About fifteen states have statutes that either mandate or formally encourage alternative dispute resolution for HOA conflicts. In some of these states, you must attempt mediation or arbitration before filing a lawsuit. In others, either party can request that a pending lawsuit be diverted to mediation. Even where ADR isn’t legally required, many governing documents include their own mediation or arbitration clauses that both sides must follow.
Mediation puts you and the board in a room with a neutral third party who helps negotiate a resolution. Nothing is binding unless both sides agree. Arbitration is more structured — an arbitrator hears both sides and issues a decision that may be binding depending on your governing documents and state law. Both options are typically faster and cheaper than litigation, which is why so many states push parties toward them before allowing a court filing.
If ADR doesn’t resolve the dispute, or if your state doesn’t require it, you can challenge the fine in court.
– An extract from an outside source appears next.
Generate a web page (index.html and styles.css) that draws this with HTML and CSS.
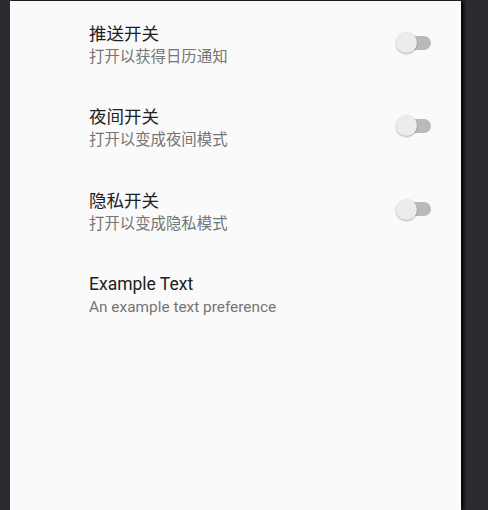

Judges reviewing HOA enforcement actions look at whether the board followed its own procedures, whether the rule itself is reasonable, and whether the fine was proportionate to the violation. A court won’t usually second-guess the board’s judgment on whether dead grass violates the landscaping standard, but it will absolutely void a fine that was imposed without notice, without a hearing, or in a discriminatory manner. Litigation is expensive for both sides, which gives homeowners with strong procedural arguments meaningful leverage in settlement negotiations.